(Records excerpted from a collection)
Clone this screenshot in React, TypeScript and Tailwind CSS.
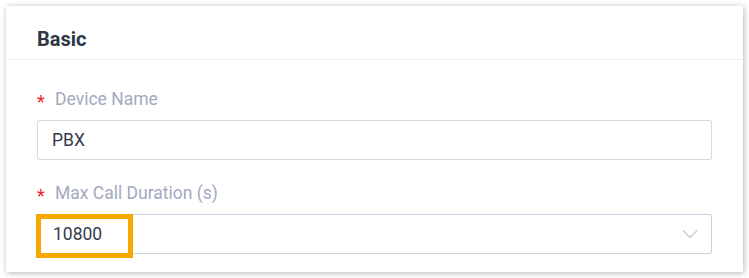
import { ChevronDown } from "lucide-react"

export default function App() {
  return (
    <div className="w-[749px] h-[278px] bg-white p-[6px] font-['Roboto',sans-serif]">
      <div className="h-full bg-white shadow-[1px_1px_6px_rgba(0,0,0,0.3)]">
        <div className="h-[54px] flex items-center px-[31px] pt-[12px] border-b border-[#eef0f4]">
          <h2 className="text-[20px] font-bold text-[#2f3744]">Basic</h2>
        </div>

        <div className="px-[31px] pt-[27px]">
          <div className="flex items-center h-[24px] text-[17.5px]">
            <span className="text-[#f5222d] w-[18px] text-[18px] leading-none pt-[6px]">*</span>
            <span className="text-[#a3a9bf]">Device Name</span>
          </div>
          <div className="mt-[9px] h-[40px] border border-[#d6d8e4] rounded-[2px] flex items-center px-[14px] text-[17.5px] text-[#323c4c]">
            PBX
          </div>

          <div className="mt-[21px] flex items-center h-[24px] text-[17.5px]">
            <span className="text-[#f5222d] w-[18px] text-[18px] leading-none pt-[6px]">*</span>
            <span className="text-[#a3a9bf]">Max Call Duration (s)</span>
          </div>
          <div className="relative mt-[9px] h-[40px] border border-[#c9d2e0] rounded-[2px] flex items-center justify-between pl-[15px] pr-[7px] text-[17.5px] text-[#323c4c]">
            <span>10800</span>
            <ChevronDown className="w-[28px] h-[28px] text-[#c4c8d0]" strokeWidth={1} />
            <div className="absolute left-[-2px] top-[-1px] w-[97px] h-[44px] border-[5px] border-[#f6a800]" />
          </div>
        </div>
      </div>
    </div>
  )
}
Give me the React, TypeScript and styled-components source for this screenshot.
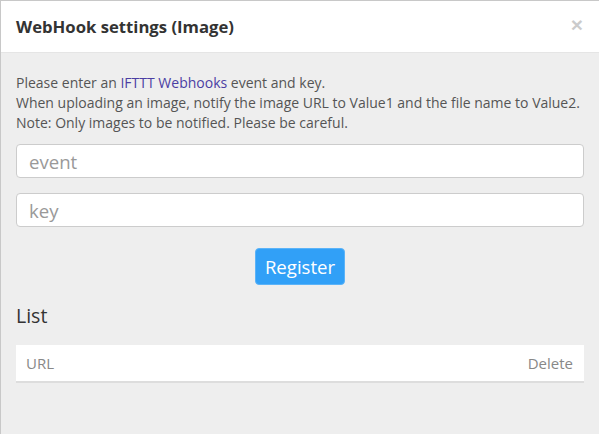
import React from "react";
import styled, { createGlobalStyle } from "styled-components";

const Global = createGlobalStyle`
  html, body { margin: 0; padding: 0; background: #eeeeee; }
  body { font-family: "Open Sans", "Noto Sans", sans-serif; }
  * { box-sizing: border-box; }
`;

const Modal = styled.div`
  width: 599px;
  height: 434px;
  overflow: hidden;
  border-top: 1px solid #c8c8c8;
  border-left: 1px solid #c8c8c8;
  background: #eeeeee;
  display: flex;
  flex-direction: column;
`;

const Header = styled.div`
  background: #ffffff;
  border-bottom: 1px solid #e5e5e5;
  padding: 15px 15px;
  display: flex;
  align-items: center;
  justify-content: space-between;
`;

const Title = styled.h4`
  margin: 0;
  font-size: 16.7px;
  line-height: 21px;
  font-weight: 700;
  color: #333333;
`;

const Close = styled.button`
  border: 0;
  background: transparent;
  padding: 0;
  margin-right: 1px;
  margin-top: -4px;
  font-family: "Liberation Sans", Arial, sans-serif;
  font-size: 21px;
  font-weight: 700;
  line-height: 1;
  color: #000;
  opacity: 0.2;
  text-shadow: 0 1px 0 #fff;
  cursor: pointer;
`;

const Body = styled.div`
  padding: 20px 15px 0 15px;
  display: flex;
  flex-direction: column;
`;

const Intro = styled.p`
  margin: 0 0 11px 0;
  font-size: 14px;
  line-height: 20px;
  color: #555555;
`;

const Link = styled.a`
  color: #4b3ea3;
  text-decoration: none;
`;

const Input = styled.input<{ $gap?: number }>`
  display: block;
  width: 100%;
  height: 34px;
  margin-bottom: ${(p) => p.$gap ?? 0}px;
  padding: 4px 12px;
  font-family: "Open Sans", "Noto Sans", sans-serif;
  font-size: 18.6px;
  color: #555;
  background: #fff;
  border: 1px solid #cccccc;
  border-radius: 4px;
  outline: none;
  &::placeholder { color: #999999; }
`;

const Actions = styled.div`
  display: flex;
  justify-content: center;
  margin-top: 21px;
`;

const Button = styled.button`
  height: 37px;
  padding: 0 9px;
  font-family: "Open Sans", "Noto Sans", sans-serif;
  font-size: 18.6px;
  color: #fff;
  background: #31a0f7;
  border: 1px solid #5bb3f8;
  border-radius: 4px;
  cursor: pointer;
`;

const ListTitle = styled.h3`
  margin: 18px 0 0 0;
  font-size: 19.5px;
  line-height: 26px;
  font-weight: 400;
  color: #333333;
`;

const Table = styled.div`
  margin-top: 16px;
  background: #ffffff;
  border-bottom: 2px solid #dddddd;
`;

const Row = styled.div`
  height: 36px;
  padding: 0 11px 0 10px;
  display: flex;
  align-items: center;
  justify-content: space-between;
  font-size: 15px;
  color: #888888;
`;

export default function App() {
  return (
    <>
      <Global />
      <Modal>
        <Header>
          <Title>WebHook settings (Image)</Title>
          <Close aria-label="Close">×</Close>
        </Header>
        <Body>
          <Intro>
            Please enter an <Link href="#">IFTTT Webhooks</Link> event and key.
            <br />
            When uploading an image, notify the image URL to Value1 and the file name to Value2.
            <br />
            Note: Only images to be notified. Please be careful.
          </Intro>
          <Input placeholder="event" $gap={15} />
          <Input placeholder="key" />
          <Actions>
            <Button>Register</Button>
          </Actions>
          <ListTitle>List</ListTitle>
          <Table>
            <Row>
              <span>URL</span>
              <span>Delete</span>
            </Row>
          </Table>
        </Body>
      </Modal>
    </>
  );
}
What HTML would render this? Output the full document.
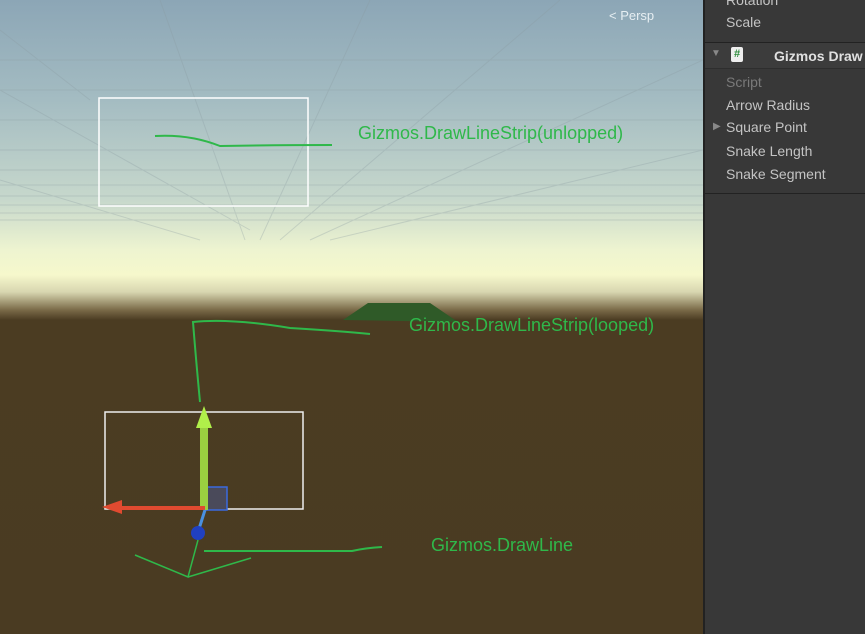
<!DOCTYPE html>
<html><head><style>
html,body{margin:0;padding:0;width:865px;height:634px;overflow:hidden;background:#383838;font-family:"Liberation Sans",sans-serif}
#scene{position:absolute;left:0;top:0;width:703px;height:634px;background:linear-gradient(#8ca6b6 0px,#a4bcc2 100px,#c7d8cc 200px,#eef4d0 250px,#f6f8cc 275px,#d8d6b0 292px,#7a6a48 310px,#4b3c22 320px,#4a3b22 634px)}
#panel{position:absolute;left:703px;top:0;width:162px;height:634px;background:#383838;border-left:2px solid #222}
.t{position:absolute;left:21px;font-size:14px;color:#c4c4c4;white-space:nowrap}
.g{position:absolute;color:#2fb84a;font-size:18px;white-space:nowrap;letter-spacing:0px}
</style></head><body>
<div id="scene">
<svg width="703" height="634" style="position:absolute;left:0;top:0">
<g stroke="#8a9aa0" stroke-width="1" opacity="0.3" fill="none">
<line x1="0" y1="90" x2="250" y2="230"/><line x1="160" y1="0" x2="245" y2="240"/>
<line x1="370" y1="0" x2="260" y2="240"/><line x1="560" y1="0" x2="280" y2="240"/>
<line x1="703" y1="60" x2="310" y2="240"/><line x1="703" y1="150" x2="330" y2="240"/>
<line x1="0" y1="180" x2="200" y2="240"/><line x1="0" y1="30" x2="90" y2="100"/>
<line x1="0" y1="120" x2="703" y2="120"/><line x1="0" y1="150" x2="703" y2="150"/>
<line x1="0" y1="170" x2="703" y2="170"/><line x1="0" y1="185" x2="703" y2="185"/>
<line x1="0" y1="196" x2="703" y2="196"/><line x1="0" y1="205" x2="703" y2="205"/>
<line x1="0" y1="213" x2="703" y2="213"/><line x1="0" y1="220" x2="703" y2="220"/>
<line x1="0" y1="90" x2="703" y2="90"/><line x1="0" y1="60" x2="703" y2="60"/>
</g>
<rect x="99" y="98" width="209" height="108" fill="none" stroke="#fff" stroke-width="1.5"/>
<path d="M155 136 Q190 134 220 146 Q280 145 332 145" stroke="#2fb84a" stroke-width="2" fill="none"/>
<polygon points="343,320 368,303 430,303 458,322" fill="#2f5a28"/>
<path d="M200 402 Q196 360 193 322 Q230 318 290 328 Q340 331 370 334" stroke="#2fb84a" stroke-width="2" fill="none"/>
<rect x="105" y="412" width="198" height="97" fill="none" stroke="#eee" stroke-width="1.5"/>
<rect x="205" y="487" width="22" height="23" fill="#4a4a5a" stroke="#3a6ae0" stroke-width="1.5"/>
<rect x="200" y="428" width="8" height="82" fill="#9ad040"/>
<polygon points="204,406 196,428 212,428" fill="#b0ef4a"/>
<line x1="120" y1="508" x2="205" y2="508" stroke="#e04a30" stroke-width="4"/>
<polygon points="102,507 122,500 122,514" fill="#e04a30"/>
<line x1="205" y1="510" x2="198" y2="532" stroke="#4a90e0" stroke-width="3"/>
<circle cx="198" cy="533" r="7" fill="#2040c0"/>
<path d="M198 540 L188 577 L135 555 M188 577 L251 558" stroke="#2fb84a" stroke-width="1.5" fill="none"/>
<path d="M204 551 L352 551 Q365 548 382 547" stroke="#2fb84a" stroke-width="2" fill="none"/>
</svg>
<div style="position:absolute;left:609px;top:8px;font-size:13px;color:#e6eef2">&lt; Persp</div>
<div class="g" style="left:358px;top:123px">Gizmos.DrawLineStrip(unlopped)</div>
<div class="g" style="left:409px;top:315px">Gizmos.DrawLineStrip(looped)</div>
<div class="g" style="left:431px;top:535px">Gizmos.DrawLine</div>
</div>
<div id="panel">
<div class="t" style="top:-8px">Rotation</div>
<div class="t" style="top:14px">Scale</div>
<div style="position:absolute;left:0;top:42px;width:162px;height:25px;background:#3c3c3c;border-top:1px solid #222;border-bottom:1px solid #2e2e2e"></div>
<div style="position:absolute;left:6px;top:48px;font-size:10px;color:#888">▼</div>
<div style="position:absolute;left:26px;top:47px;width:12px;height:15px;background:#eee;border-radius:2px;color:#2a8a3a;font-size:11px;font-weight:bold;text-align:center;line-height:15px">#</div>
<div style="position:absolute;left:69px;top:48px;font-size:14px;font-weight:bold;color:#e0e0e0;white-space:nowrap">Gizmos Draw</div>
<div class="t" style="top:74px;color:#7a7a7a">Script</div>
<div class="t" style="top:97px">Arrow Radius</div>
<div style="position:absolute;left:8px;top:121px;font-size:10px;color:#888">▶</div>
<div class="t" style="top:119px">Square Point</div>
<div class="t" style="top:143px">Snake Length</div>
<div class="t" style="top:166px">Snake Segment</div>
<div style="position:absolute;left:0;top:193px;width:162px;height:1px;background:#222"></div>
</div>
</body></html>
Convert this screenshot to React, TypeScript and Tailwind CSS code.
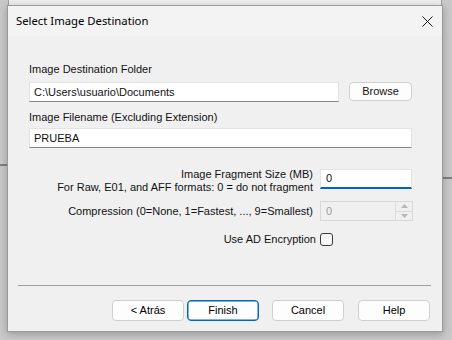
import React from 'react';

const ui = { fontFamily: '"Liberation Sans", Arial, sans-serif' };
const title = { fontFamily: '"Noto Sans", "Open Sans", sans-serif' };

const Btn: React.FC<{ label: string; primary?: boolean }> = ({ label, primary }) => (
  <button
    className={`w-[72px] h-[21px] rounded-[4px] bg-[#fdfdfd] text-[11px] text-black leading-none border ${
      primary ? 'border-[#0067c0] shadow-[inset_0_0_0_0.5px_#0067c0]' : 'border-[#d0d0d0]'
    }`}
    style={ui}
  >
    {label}
  </button>
);

export default function App() {
  return (
    <div className="relative w-[452px] h-[340px] overflow-hidden bg-[#c9c9c9]">
      {/* window behind the dialog */}
      <div className="absolute left-[8px] top-[-20px] w-[434px] h-[40px] bg-[#efefef] border-x border-[#9c9c9c]" />
      <div className="absolute left-0 top-[164px] w-[8px] h-[2px] bg-[#808080]" />
      <div className="absolute right-0 top-[177px] w-[9px] h-[2px] bg-[#808080]" />

      {/* dialog */}
      <div className="absolute left-[7px] top-[5px] w-[436px] h-[327px] bg-[#f0f0f0] border border-[#9a9a9a] shadow-[0_2px_8px_rgba(0,0,0,0.25)] flex flex-col">
        {/* title bar */}
        <div className="h-[30px] flex items-center justify-between pl-[8px] pr-[9px] bg-[#f3f3f3]">
          <span className="text-[11.3px] text-black" style={title}>Select Image Destination</span>
          <svg width="11" height="11" viewBox="0 0 11 11">
            <path d="M0.5 0.5 L10.5 10.5 M10.5 0.5 L0.5 10.5" stroke="#1a1a1a" strokeWidth="1" />
          </svg>
        </div>

        {/* body */}
        <div className="flex flex-col pl-[21px] pr-[30px] text-[11px] text-[#111]" style={ui}>
          <div className="mt-[27px] leading-[13px]">Image Destination Folder</div>
          <div className="mt-[6px] flex gap-[10px]">
            <div className="w-[310px] h-[20px] bg-white border border-[#e3e3e3] border-b-[#868686] flex items-center pl-[4px]">
              C:\Users\usuario\Documents
            </div>
            <button className="w-[63px] h-[19px] rounded-[4px] bg-[#fdfdfd] border border-[#d0d0d0] leading-none">
              Browse
            </button>
          </div>
          <div className="mt-[9px] leading-[13px]">Image Filename (Excluding Extension)</div>
          <div className="mt-[4px] w-[383px] h-[20px] bg-white border border-[#e3e3e3] border-b-[#868686] flex items-center pl-[4px]">
            PRUEBA
          </div>

          <div className="mt-[20px] flex justify-end items-start gap-[7px]">
            <div className="text-right leading-[13px]">
              <div>Image Fragment Size (MB)</div>
              <div>For Raw, E01, and AFF formats: 0 = do not fragment</div>
            </div>
            <div className="mt-[1px] w-[92px] h-[20px] bg-white border border-[#e3e3e3] border-b-2 border-b-[#0067c0] flex items-center pl-[5px]">
              0
            </div>
          </div>

          <div className="mt-[7px] flex justify-end items-center gap-[7px]">
            <div className="leading-[13px]">Compression (0=None, 1=Fastest, ..., 9=Smallest)</div>
            <div className="w-[93px] h-[20px] mr-[-1px] bg-[#f0f0f0] border border-[#d8d8d8] flex items-center justify-between pl-[5px] text-[#9a9a9a]">
              0
              <div className="w-[17px] h-full flex flex-col border-l border-[#dcdcdc]">
                <div className="flex-1 flex items-center justify-center border-b border-[#dcdcdc]">
                  <svg width="7" height="4" viewBox="0 0 7 4"><path d="M0 4 L3.5 0 L7 4 Z" fill="#b8b8b8" /></svg>
                </div>
                <div className="flex-1 flex items-center justify-center">
                  <svg width="7" height="4" viewBox="0 0 7 4"><path d="M0 0 L3.5 4 L7 0 Z" fill="#b8b8b8" /></svg>
                </div>
              </div>
            </div>
          </div>

          <div className="mt-[12px] flex justify-end items-center gap-[4px] pr-[79px]">
            <span className="leading-[13px]">Use AD Encryption</span>
            <div className="w-[13px] h-[13px] rounded-[3px] border border-[#3a3a3a] bg-[#f8f8f8]" />
          </div>
        </div>

        <div className="mt-[39px] ml-[10px] w-[413px] h-[1px] bg-[#a0a0a0]" />

        <div className="mt-[14px] flex justify-end pr-[12px]">
          <Btn label="< Atrás" />
          <div className="w-[3px]" />
          <Btn label="Finish" primary />
          <div className="w-[13px]" />
          <Btn label="Cancel" />
          <div className="w-[14px]" />
          <Btn label="Help" />
        </div>
      </div>
    </div>
  );
}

● Aim of the exercise: Where a line in the material contains "components", copy that line.

● Response to this task:
Give me the React, TypeScript and styled-components source for this screenshot.
import styled, { createGlobalStyle } from "styled-components";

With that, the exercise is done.